> **PROMPT**: Your copy of the material must match it exactly, except that pictures are dropped.

╭──

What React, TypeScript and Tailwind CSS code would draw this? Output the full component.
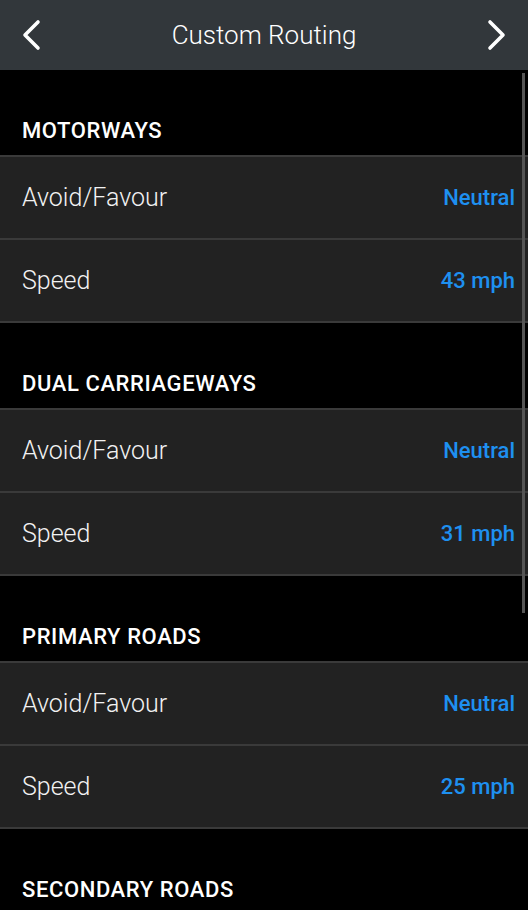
import React from 'react'

const sections = [
  { title: 'MOTORWAYS', avoid: 'Neutral', speed: '43 mph' },
  { title: 'DUAL CARRIAGEWAYS', avoid: 'Neutral', speed: '31 mph' },
  { title: 'PRIMARY ROADS', avoid: 'Neutral', speed: '25 mph' },
]

function Chevron({ dir }: { dir: 'left' | 'right' }) {
  return (
    <svg width="22" height="32" viewBox="0 0 22 32" fill="none">
      <path
        d={dir === 'left' ? 'M18 3 L5 16 L18 29' : 'M4 3 L17 16 L4 29'}
        stroke="white"
        strokeWidth="3.6"
        strokeLinecap="round"
        strokeLinejoin="round"
      />
    </svg>
  )
}

function SectionTitle({ title }: { title: string }) {
  return (
    <div className="flex h-[85px] items-end pb-[8px] pl-[22px]">
      <span className="text-[22px] font-medium tracking-[0.6px] text-white">{title}</span>
    </div>
  )
}

function Row({ label, value, last }: { label: string; value: string; last?: boolean }) {
  return (
    <div
      className={`flex items-center justify-between border-t-2 border-[#3a3a3a] bg-[#222222] pl-[22px] pr-[13px] ${last ? 'h-[85px] border-b-2' : 'h-[83px]'}`}
    >
      <span className="text-[25px] font-light text-[#f2f2f2]">{label}</span>
      <span className="text-[22px] font-medium text-[#1e90f0]">{value}</span>
    </div>
  )
}

export default function App() {
  return (
    <div
      className="relative h-[910px] w-[528px] overflow-hidden bg-black"
      style={{ fontFamily: 'Roboto, "Liberation Sans", sans-serif' }}
    >
      <div className="flex h-[70px] items-center justify-between bg-[#32373b] px-[20px]">
        <Chevron dir="left" />
        <span className="text-[26px] font-light text-white">Custom Routing</span>
        <Chevron dir="right" />
      </div>
      <div className="flex flex-col">
        {sections.map((s) => (
          <div key={s.title}>
            <SectionTitle title={s.title} />
            <Row label="Avoid/Favour" value={s.avoid} />
            <Row label="Speed" value={s.speed} last />
          </div>
        ))}
        <SectionTitle title="SECONDARY ROADS" />
      </div>
      <div className="absolute left-[522px] top-[73px] h-[540px] w-[3px] bg-[#555555]" />
    </div>
  )
}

╰──

> **ANSWER TO THE EXERCISE**:
What React, TypeScript and Tailwind CSS code would draw this? Output the full component.
import React from 'react'

const sections = [
  { title: 'MOTORWAYS', avoid: 'Neutral', speed: '43 mph' },
  { title: 'DUAL CARRIAGEWAYS', avoid: 'Neutral', speed: '31 mph' },
  { title: 'PRIMARY ROADS', avoid: 'Neutral', speed: '25 mph' },
]

function Chevron({ dir }: { dir: 'left' | 'right' }) {
  return (
    <svg width="22" height="32" viewBox="0 0 22 32" fill="none">
      <path
        d={dir === 'left' ? 'M18 3 L5 16 L18 29' : 'M4 3 L17 16 L4 29'}
        stroke="white"
        strokeWidth="3.6"
        strokeLinecap="round"
        strokeLinejoin="round"
      />
    </svg>
  )
}

function SectionTitle({ title }: { title: string }) {
  return (
    <div className="flex h-[85px] items-end pb-[8px] pl-[22px]">
      <span className="text-[22px] font-medium tracking-[0.6px] text-white">{title}</span>
    </div>
  )
}

function Row({ label, value, last }: { label: string; value: string; last?: boolean }) {
  return (
    <div
      className={`flex items-center justify-between border-t-2 border-[#3a3a3a] bg-[#222222] pl-[22px] pr-[13px] ${last ? 'h-[85px] border-b-2' : 'h-[83px]'}`}
    >
      <span className="text-[25px] font-light text-[#f2f2f2]">{label}</span>
      <span className="text-[22px] font-medium text-[#1e90f0]">{value}</span>
    </div>
  )
}

export default function App() {
  return (
    <div
      className="relative h-[910px] w-[528px] overflow-hidden bg-black"
      style={{ fontFamily: 'Roboto, "Liberation Sans", sans-serif' }}
    >
      <div className="flex h-[70px] items-center justify-between bg-[#32373b] px-[20px]">
        <Chevron dir="left" />
        <span className="text-[26px] font-light text-white">Custom Routing</span>
        <Chevron dir="right" />
      </div>
      <div className="flex flex-col">
        {sections.map((s) => (
          <div key={s.title}>
            <SectionTitle title={s.title} />
            <Row label="Avoid/Favour" value={s.avoid} />
            <Row label="Speed" value={s.speed} last />
          </div>
        ))}
        <SectionTitle title="SECONDARY ROADS" />
      </div>
      <div className="absolute left-[522px] top-[73px] h-[540px] w-[3px] bg-[#555555]" />
    </div>
  )
}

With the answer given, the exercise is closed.